Resolution of the Ohio Supreme Court's Dismissal
The case involved a procedural question regarding the Ohio Supreme Court's dismissal of Van Huffel's petition in error. The U.S. Supreme Court determined that the Ohio Supreme Court's dismissal, based on the absence of a debatable constitutional question, constituted a decision on the merits rather than a dismissal for lack of jurisdiction. This interpretation allowed the U.S. Supreme Court to review the case based on the certified record from the state supreme court, aligning with federal practice that requires certiorari to be directed to the court with possession of the record to be reviewed. The Court noted that it obtained the necessary record for review, thus eliminating the need for further procedural actions to acquire it from another court.
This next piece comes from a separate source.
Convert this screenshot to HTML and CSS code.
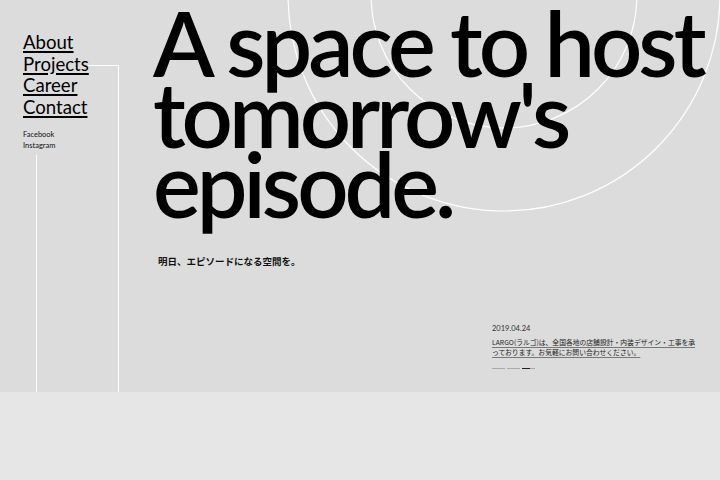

Final Decision and Implications
In its final decision, the U.S. Supreme Court reversed the judgment of the Ohio Supreme Court and discharged the writ of certiorari directed to the Ohio Court of Appeals. This outcome affirmed the bankruptcy court's authority to sell property free from state tax liens, thereby supporting the efficient administration of bankruptcy estates. The decision underscored the importance of implied powers in bankruptcy proceedings and clarified procedural aspects concerning the review of state court decisions by the U.S. Supreme Court. The Court's ruling reinforced the principle that bankruptcy courts can prioritize the equitable distribution of estate proceeds over state tax lien enforcement, facilitating the overarching goals of bankruptcy law.